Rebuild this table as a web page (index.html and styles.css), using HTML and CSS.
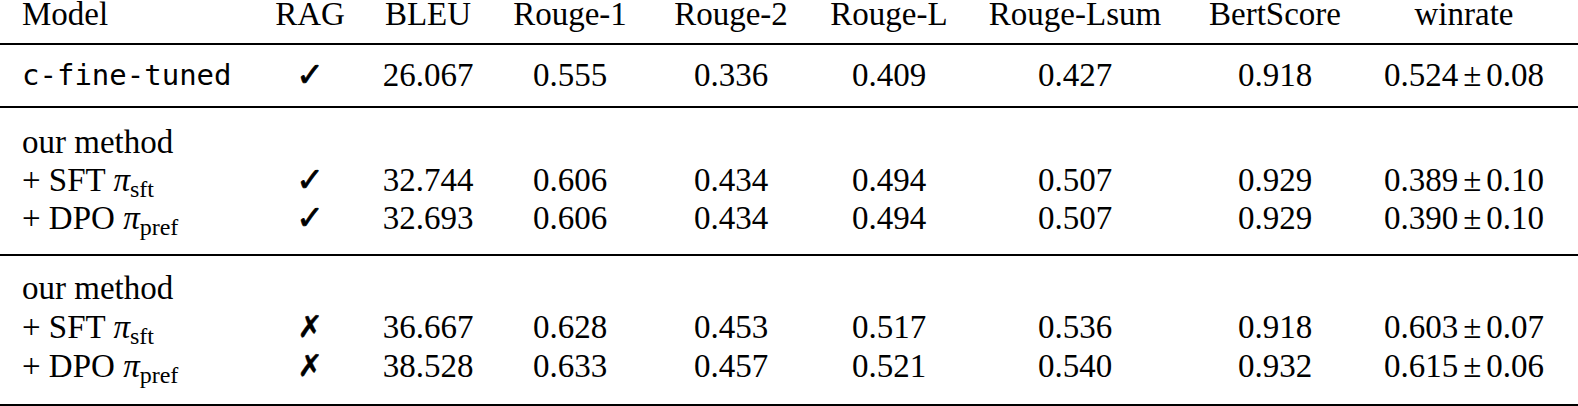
FILE: index.html
```html
<!DOCTYPE html>
<html>
<head>
<meta charset="utf-8">
<link rel="stylesheet" href="styles.css">
</head>
<body>
<table class="results">
  <colgroup>
    <col class="c-model">
    <col class="c-rag">
    <col class="c-bleu">
    <col class="c-r1">
    <col class="c-r2">
    <col class="c-rl">
    <col class="c-rlsum">
    <col class="c-bert">
    <col class="c-win">
  </colgroup>
  <thead>
    <tr class="head">
      <th class="model">Model</th>
      <th>RAG</th>
      <th>BLEU</th>
      <th>Rouge-1</th>
      <th>Rouge-2</th>
      <th>Rouge-L</th>
      <th>Rouge-Lsum</th>
      <th>BertScore</th>
      <th>winrate</th>
    </tr>
  </thead>
  <tbody class="single">
    <tr>
      <td class="model"><span class="mono">c-fine-tuned</span></td>
      <td><span class="mark">✓</span></td>
      <td>26.067</td>
      <td>0.555</td>
      <td>0.336</td>
      <td>0.409</td>
      <td>0.427</td>
      <td>0.918</td>
      <td>0.524<span class="pm">±</span>0.08</td>
    </tr>
  </tbody>
  <tbody class="group">
    <tr class="first">
      <td class="model">our method</td>
      <td></td><td></td><td></td><td></td><td></td><td></td><td></td><td></td>
    </tr>
    <tr>
      <td class="model">+ SFT <i class="pi">π</i><sub>sft</sub></td>
      <td><span class="mark">✓</span></td>
      <td>32.744</td>
      <td>0.606</td>
      <td>0.434</td>
      <td>0.494</td>
      <td>0.507</td>
      <td>0.929</td>
      <td>0.389<span class="pm">±</span>0.10</td>
    </tr>
    <tr class="last">
      <td class="model">+ DPO <i class="pi">π</i><sub>pref</sub></td>
      <td><span class="mark">✓</span></td>
      <td>32.693</td>
      <td>0.606</td>
      <td>0.434</td>
      <td>0.494</td>
      <td>0.507</td>
      <td>0.929</td>
      <td>0.390<span class="pm">±</span>0.10</td>
    </tr>
  </tbody>
  <tbody class="group final">
    <tr class="first">
      <td class="model">our method</td>
      <td></td><td></td><td></td><td></td><td></td><td></td><td></td><td></td>
    </tr>
    <tr>
      <td class="model">+ SFT <i class="pi">π</i><sub>sft</sub></td>
      <td><span class="mark cross">✗</span></td>
      <td>36.667</td>
      <td>0.628</td>
      <td>0.453</td>
      <td>0.517</td>
      <td>0.536</td>
      <td>0.918</td>
      <td>0.603<span class="pm">±</span>0.07</td>
    </tr>
    <tr class="last">
      <td class="model">+ DPO <i class="pi">π</i><sub>pref</sub></td>
      <td><span class="mark cross">✗</span></td>
      <td>38.528</td>
      <td>0.633</td>
      <td>0.457</td>
      <td>0.521</td>
      <td>0.540</td>
      <td>0.932</td>
      <td>0.615<span class="pm">±</span>0.06</td>
    </tr>
  </tbody>
</table>
</body>
</html>
```

FILE: styles.css
```css
html, body {
  margin: 0;
  padding: 0;
  background: #fff;
}

body {
  font-family: "Liberation Serif", "Times New Roman", serif;
  font-size: 33px;
  color: #000;
}

.results {
  width: 1578px;
  border-collapse: collapse;
  table-layout: fixed;
}

.c-model { width: 270px; }
.c-rag { width: 80px; }
.c-bleu { width: 156px; }
.c-r1 { width: 128px; }
.c-r2 { width: 194px; }
.c-rl { width: 122px; }
.c-rlsum { width: 250px; }
.c-bert { width: 150px; }
.c-win { width: 228px; }

.results th,
.results td {
  padding: 0;
  font-weight: normal;
  text-align: center;
  white-space: nowrap;
  line-height: 38px;
}

.results .model {
  text-align: left;
  padding-left: 22px;
}

.head th {
  line-height: 28px;
  padding-bottom: 15px;
  border-bottom: 2px solid #000;
}

.single td {
  padding-top: 10px;
  padding-bottom: 12px;
  border-bottom: 2px solid #000;
}

.group .first td {
  padding-top: 15px;
}

.group .last td {
  padding-bottom: 17px;
  border-bottom: 2px solid #000;
}

.group.final .first td {
  padding-top: 13px;
}

.group.final .last td {
  padding-bottom: 19px;
  border-bottom: 3px solid #000;
}

.mono {
  font-family: "DejaVu Sans Mono", "Liberation Mono", monospace;
  font-size: 29px;
}

.pi {
  font-style: italic;
}

.pm {
  margin: 0 5px;
}

sub {
  font-size: 24px;
  line-height: 0;
  vertical-align: -6px;
}

.mark {
  font-family: "DejaVu Sans", sans-serif;
  font-size: 33px;
  -webkit-text-stroke: 0.8px #000;
}

.mark.cross {
  font-size: 30px;
  -webkit-text-stroke: 0.5px #000;
}
```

• _The task_: Retype each line of the listing above word for word. Exclude the pictures.

• _Output of the task_:
Rebuild this table as a web page (index.html and styles.css), using HTML and CSS.
FILE: index.html
```html
<!DOCTYPE html>
<html>
<head>
<meta charset="utf-8">
<link rel="stylesheet" href="styles.css">
</head>
<body>
<table class="results">
  <colgroup>
    <col class="c-model">
    <col class="c-rag">
    <col class="c-bleu">
    <col class="c-r1">
    <col class="c-r2">
    <col class="c-rl">
    <col class="c-rlsum">
    <col class="c-bert">
    <col class="c-win">
  </colgroup>
  <thead>
    <tr class="head">
      <th class="model">Model</th>
      <th>RAG</th>
      <th>BLEU</th>
      <th>Rouge-1</th>
      <th>Rouge-2</th>
      <th>Rouge-L</th>
      <th>Rouge-Lsum</th>
      <th>BertScore</th>
      <th>winrate</th>
    </tr>
  </thead>
  <tbody class="single">
    <tr>
      <td class="model"><span class="mono">c-fine-tuned</span></td>
      <td><span class="mark">✓</span></td>
      <td>26.067</td>
      <td>0.555</td>
      <td>0.336</td>
      <td>0.409</td>
      <td>0.427</td>
      <td>0.918</td>
      <td>0.524<span class="pm">±</span>0.08</td>
    </tr>
  </tbody>
  <tbody class="group">
    <tr class="first">
      <td class="model">our method</td>
      <td></td><td></td><td></td><td></td><td></td><td></td><td></td><td></td>
    </tr>
    <tr>
      <td class="model">+ SFT <i class="pi">π</i><sub>sft</sub></td>
      <td><span class="mark">✓</span></td>
      <td>32.744</td>
      <td>0.606</td>
      <td>0.434</td>
      <td>0.494</td>
      <td>0.507</td>
      <td>0.929</td>
      <td>0.389<span class="pm">±</span>0.10</td>
    </tr>
    <tr class="last">
      <td class="model">+ DPO <i class="pi">π</i><sub>pref</sub></td>
      <td><span class="mark">✓</span></td>
      <td>32.693</td>
      <td>0.606</td>
      <td>0.434</td>
      <td>0.494</td>
      <td>0.507</td>
      <td>0.929</td>
      <td>0.390<span class="pm">±</span>0.10</td>
    </tr>
  </tbody>
  <tbody class="group final">
    <tr class="first">
      <td class="model">our method</td>
      <td></td><td></td><td></td><td></td><td></td><td></td><td></td><td></td>
    </tr>
    <tr>
      <td class="model">+ SFT <i class="pi">π</i><sub>sft</sub></td>
      <td><span class="mark cross">✗</span></td>
      <td>36.667</td>
      <td>0.628</td>
      <td>0.453</td>
      <td>0.517</td>
      <td>0.536</td>
      <td>0.918</td>
      <td>0.603<span class="pm">±</span>0.07</td>
    </tr>
    <tr class="last">
      <td class="model">+ DPO <i class="pi">π</i><sub>pref</sub></td>
      <td><span class="mark cross">✗</span></td>
      <td>38.528</td>
      <td>0.633</td>
      <td>0.457</td>
      <td>0.521</td>
      <td>0.540</td>
      <td>0.932</td>
      <td>0.615<span class="pm">±</span>0.06</td>
    </tr>
  </tbody>
</table>
</body>
</html>
```

FILE: styles.css
```css
html, body {
  margin: 0;
  padding: 0;
  background: #fff;
}

body {
  font-family: "Liberation Serif", "Times New Roman", serif;
  font-size: 33px;
  color: #000;
}

.results {
  width: 1578px;
  border-collapse: collapse;
  table-layout: fixed;
}

.c-model { width: 270px; }
.c-rag { width: 80px; }
.c-bleu { width: 156px; }
.c-r1 { width: 128px; }
.c-r2 { width: 194px; }
.c-rl { width: 122px; }
.c-rlsum { width: 250px; }
.c-bert { width: 150px; }
.c-win { width: 228px; }

.results th,
.results td {
  padding: 0;
  font-weight: normal;
  text-align: center;
  white-space: nowrap;
  line-height: 38px;
}

.results .model {
  text-align: left;
  padding-left: 22px;
}

.head th {
  line-height: 28px;
  padding-bottom: 15px;
  border-bottom: 2px solid #000;
}

.single td {
  padding-top: 10px;
  padding-bottom: 12px;
  border-bottom: 2px solid #000;
}

.group .first td {
  padding-top: 15px;
}

.group .last td {
  padding-bottom: 17px;
  border-bottom: 2px solid #000;
}

.group.final .first td {
  padding-top: 13px;
}

.group.final .last td {
  padding-bottom: 19px;
  border-bottom: 3px solid #000;
}

.mono {
  font-family: "DejaVu Sans Mono", "Liberation Mono", monospace;
  font-size: 29px;
}

.pi {
  font-style: italic;
}

.pm {
  margin: 0 5px;
}

sub {
  font-size: 24px;
  line-height: 0;
  vertical-align: -6px;
}

.mark {
  font-family: "DejaVu Sans", sans-serif;
  font-size: 33px;
  -webkit-text-stroke: 0.8px #000;
}

.mark.cross {
  font-size: 30px;
  -webkit-text-stroke: 0.5px #000;
}
```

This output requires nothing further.